The changes will only apply to new claimants from 2025 and the Office for Budget Responsibility says it could increase employment by just 10,000.
The Disability Benefits Consortium - a national coalition of more than 100 charities - described the plan as a "cynical attack on disability benefits (which) will have a devastating impact on those on the lowest incomes".
Co-chair Anastasia Berry said just one in 10 jobs advertised this year has offered home-working as an option, and described access to health and care support, "which could keep people in work for longer, including mental health and social care", as becoming "increasingly strained".
James Taylor from the disability equality charity Scope added: "Today the Chancellor doubled down on a plan that will ramp up sanctions and demonises disabled people".
Dr Sarah Hughes, the chief executive of Mind, said: “This Autumn Statement is a backwards step for the UK, which people with mental health problems will feel sharply. "Changes to the way people are assessed to be well enough to work are brazenly motivated by a desire to save money, driven by baseless assumptions about disabled people and hugely stigmatising.
"The reality is that the vast majority of people with mental health problems want to work but are consistently let down by poor support across the board. The UK government must urgently rethink these plans."
The Chancellor also abandoned plans to clobber families with a cut to Universal Credit.

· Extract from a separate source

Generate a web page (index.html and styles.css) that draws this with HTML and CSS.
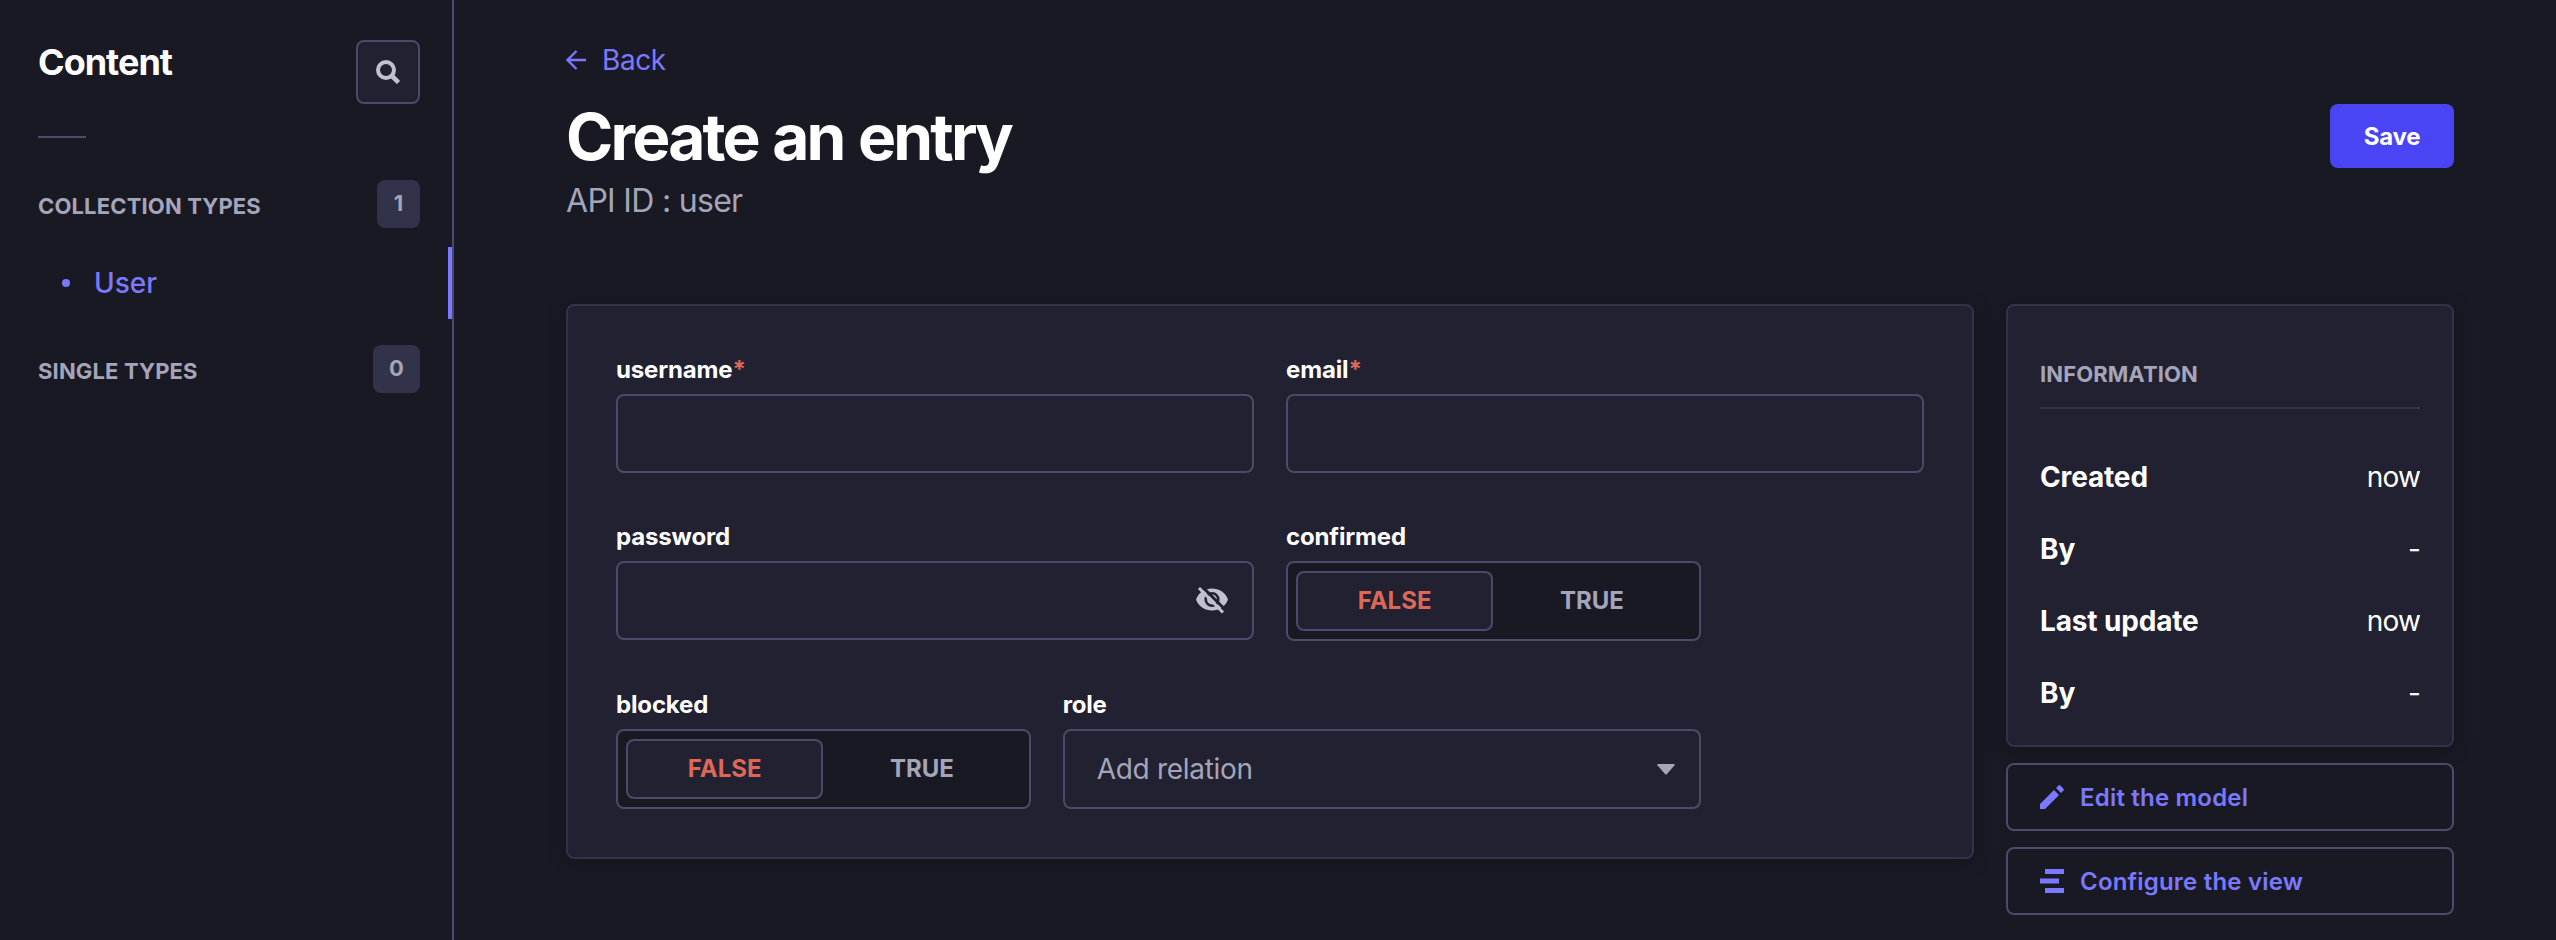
FILE: index.html
```
<!DOCTYPE html>
<html lang="en">
<head>
  <meta charset="UTF-8">
  <meta name="viewport" content="width=device-width, initial-scale=1.0">
  <title>Create an entry</title>
  <link rel="stylesheet" href="styles.css">
</head>
<body>
  <nav class="sidebar">
    <div class="sidebar-header">
      <h2>Content</h2>
      <button class="search-btn" aria-label="Search">
        <svg width="24" height="24" viewBox="0 0 24 24"><circle cx="10" cy="10" r="8" fill="none" stroke="#c0c0cf" stroke-width="4"/><path d="M15.500 15.500l7 7" stroke="#c0c0cf" stroke-width="4.600"/></svg>
      </button>
    </div>
    <hr class="sidebar-divider">

    <div class="section-title">
      <span>Collection Types</span>
      <span class="badge">1</span>
    </div>
    <a class="nav-link active"><span class="dot"></span>User</a>
    <div class="section-title">
      <span>Single Types</span>
      <span class="badge">0</span>
    </div>
  </nav>

  <main>
    <a class="back">
      <svg width="20" height="20" viewBox="0 0 20 20"><path d="M20 10H1.500M10.500 1L1.500 10l9 9" fill="none" stroke="#7b79ff" stroke-width="2.300"/></svg>
      <span>Back</span>
    </a>
    <header class="page-header">
      <h1>Create an entry</h1>
      <button class="save-btn">Save</button>
    </header>
    <p class="subtitle">API ID : user</p>

    <div class="layout">
      <form class="card form">
        <div class="field col-6">
          <label>username<span class="required">*</span></label>
          <div class="input"></div>
        </div>
        <div class="field col-6">
          <label>email<span class="required">*</span></label>
          <div class="input"></div>
        </div>
        <div class="field col-6">
          <label>password</label>
          <div class="input">
            <svg width="32" height="28" viewBox="0 0 32 28"><path d="M0 12.500C3 5 9 1.500 16 1.500S29 5 32 12.500C29 20 23 23.500 16 23.500S3 20 0 12.500z" fill="#c0c0cf"/><circle cx="16" cy="12.500" r="6.300" fill="none" stroke="#222132" stroke-width="2.600"/><path d="M5-1.500l25 25" stroke="#222132" stroke-width="3"/><path d="M3 1l24 24.500" stroke="#c0c0cf" stroke-width="3"/></svg>
          </div>
        </div>
        <div class="field col-4">
          <label>confirmed</label>
          <div class="toggle">
            <span class="option selected">FALSE</span>
            <span class="option">TRUE</span>
          </div>
        </div>
        <div class="field col-4 new-row">
          <label>blocked</label>
          <div class="toggle">
            <span class="option selected">FALSE</span>
            <span class="option">TRUE</span>
          </div>
        </div>
        <div class="field col-6">
          <label>role</label>
          <div class="select">
            <span>Add relation</span>
            <svg width="18" height="11" viewBox="0 0 18 11"><path d="M1 0h16q1.500 0 .6 1.200L9.800 10.300q-.8.900-1.600 0L.4 1.200Q-.500 0 1 0z" fill="#a5a5ba"/></svg>
          </div>
        </div>
      </form>

      <aside>
        <div class="card info">
          <h3>Information</h3>
          <dl>
            <div><dt>Created</dt><dd>now</dd></div>
            <div><dt>By</dt><dd>-</dd></div>
            <div><dt>Last update</dt><dd>now</dd></div>
            <div><dt>By</dt><dd>-</dd></div>
          </dl>
        </div>
        <a class="link-btn">
          <svg width="24" height="24" viewBox="0 0 24 24"><path d="M0 19L14 5l5 5L5 24H0zM16 3l2.500-2.500q.9-.8 1.800 0l3.200 3.200q.8.900 0 1.800L21 8z" fill="#7b79ff"/></svg>
          <span>Edit the model</span>
        </a>
        <a class="link-btn">
          <svg width="24" height="24" viewBox="0 0 24 24"><path d="M5 0h19v5H5zM0 9.500h19v5H0zM5 19h19v5H5z" fill="#7b79ff"/></svg>
          <span>Configure the view</span>
        </a>
      </aside>
    </div>
  </main>
</body>
</html>
```
FILE: styles.css
```
* {
  box-sizing: border-box;
}
body {
  margin: 0;
  display: flex;
  height: 940px;
  overflow: hidden;
  background: #191924;
  color: #fff;
  font-family: Inter, "Liberation Sans", sans-serif;
  font-size: 28px;
}
h1, h2, h3, p, dl, dd {
  margin: 0;
}
svg {
  display: block;
  flex: none;
}
button {
  font-family: inherit;
}

/* sidebar */
.sidebar {
  width: 454px;
  flex: none;
  border-right: 2px solid #4a4a6a;
  padding-top: 40px;
}
.sidebar-header {
  display: flex;
  justify-content: space-between;
  align-items: flex-start;
  padding: 0 32px 0 38px;
}
h2 {
  font-size: 36px;
  font-weight: 700;
  line-height: 44px;
  letter-spacing: -1px;
}
.search-btn {
  width: 64px;
  height: 64px;
  display: flex;
  align-items: center;
  justify-content: center;
  padding: 0;
  background: #222132;
  border: 2px solid #4a4a6a;
  border-radius: 8px;
}
.sidebar-divider {
  width: 48px;
  height: 2px;
  border: none;
  background: #4a4a6a;
  margin: 32px 0 42px 38px;
}
.section-title {
  display: flex;
  align-items: center;
  justify-content: space-between;
  height: 48px;
  padding: 4px 32px 0 38px;
  font-size: 22px;
  font-weight: 700;
  letter-spacing: 0.15px;
  text-transform: uppercase;
  color: #a5a5ba;
}
.badge {
  min-width: 43px;
  height: 48px;
  margin-top: -4px;
  padding: 0 16px;
  line-height: 46px;
  text-align: center;
  background: #32324a;
  border-radius: 8px;
}
.nav-link {
  display: flex;
  align-items: center;
  height: 72px;
  margin: 19px 0 26px;
  padding-left: 62px;
  font-weight: 500;
  color: #7b79ff;
}
.nav-link.active {
  border-right: 4px solid #7b79ff;
}
.dot {
  width: 8px;
  height: 8px;
  margin-right: 24px;
  border-radius: 50%;
  background: #7b79ff;
}

/* page */
main {
  flex: 1;
  padding: 40px 102px 0 112px;
}
.back {
  display: flex;
  align-items: center;
  gap: 16px;
  height: 40px;
  letter-spacing: -0.4px;
  color: #7b79ff;
}
.page-header {
  display: flex;
  align-items: center;
  justify-content: space-between;
  height: 80px;
  margin-top: 16px;
}
h1 {
  padding-top: 2px;
  font-size: 64px;
  font-weight: 700;
  line-height: 80px;
  letter-spacing: -2.8px;
  word-spacing: 2px;
}
.save-btn {
  width: 124px;
  height: 64px;
  padding: 0;
  border: none;
  border-radius: 8px;
  background: #4945f5;
  color: #fff;
  font-size: 24px;
  font-weight: 700;
  letter-spacing: -0.3px;
}
.subtitle {
  padding-top: 1px;
  font-size: 32px;
  line-height: 48px;
  letter-spacing: -0.7px;
  color: #a5a5ba;
}
.layout {
  display: flex;
  align-items: flex-start;
  gap: 32px;
  margin-top: 79px;
}
.card {
  background: #222132;
  border: 2px solid #32324a;
  border-radius: 8px;
  box-shadow: 0 2px 20px rgba(3, 3, 5, 0.2);
}

/* form */
.form {
  flex: 1;
  display: grid;
  grid-template-columns: repeat(12, 1fr);
  align-items: start;
  gap: 48px 32px;
  padding: 48px;
}
.col-6 {
  grid-column: span 6;
}
.col-4 {
  grid-column: span 4;
}
.new-row {
  grid-column: 1 / span 4;
}
label {
  display: block;
  margin-bottom: 8px;
  font-size: 24px;
  font-weight: 700;
  line-height: 32px;
  letter-spacing: -0.15px;
}
.required {
  color: #de6858;
}
.input, .select, .toggle {
  display: flex;
  align-items: center;
  height: 80px;
  border: 2px solid #4a4a6a;
  border-radius: 8px;
}
.input {
  height: 79px;
  justify-content: flex-end;
  padding-right: 24px;
}
.select {
  justify-content: space-between;
  padding: 0 24px 0 32px;
  letter-spacing: -0.3px;
  color: #a5a5ba;
}
.toggle {
  padding: 8px;
  background: #191924;
}
.option {
  width: 50%;
  height: 60px;
  line-height: 60px;
  text-align: center;
  font-size: 24px;
  font-weight: 700;
  color: #a5a5ba;
}
.option.selected {
  line-height: 56px;
  background: #222132;
  border: 2px solid #4a4a6a;
  border-radius: 8px;
  color: #de6858;
}

/* right column */
aside {
  width: 448px;
  flex: none;
}
.info {
  height: 443px;
  padding: 50px 32px 0;
}
h3 {
  height: 53px;
  border-bottom: 2px solid #32324a;
  font-size: 22px;
  font-weight: 700;
  letter-spacing: 0.1px;
  line-height: 36px;
  text-transform: uppercase;
  color: #a5a5ba;
}
dl {
  padding-top: 48px;
}
dl div {
  display: flex;
  justify-content: space-between;
  height: 72px;
  line-height: 40px;
}
dt {
  font-weight: 700;
  letter-spacing: -0.15px;
}
dd {
  letter-spacing: -0.8px;
}
.link-btn {
  display: flex;
  align-items: center;
  gap: 16px;
  height: 68px;
  margin-top: 16px;
  padding-left: 32px;
  border: 2px solid #4a4a6a;
  border-radius: 8px;
  font-size: 24px;
  font-weight: 600;
  letter-spacing: 0.2px;
  color: #7b79ff;
}
```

He said the payments will increase by September's 6.4% rate of inflation rather than October's lower rate the Tories had been threatening.
The Labour MP Debbie Abrahams - a member of the Work and Pensions Committee - welcomed the decision to increase benefits, but said the Autumn Statement "will be remembered as one where the Government chose to target disabled people for their latest scapegoat".
She added: "The changes to the work capability assessment will instill a wave of fear and anxiety amongst the people who a caring Government ought to be supporting."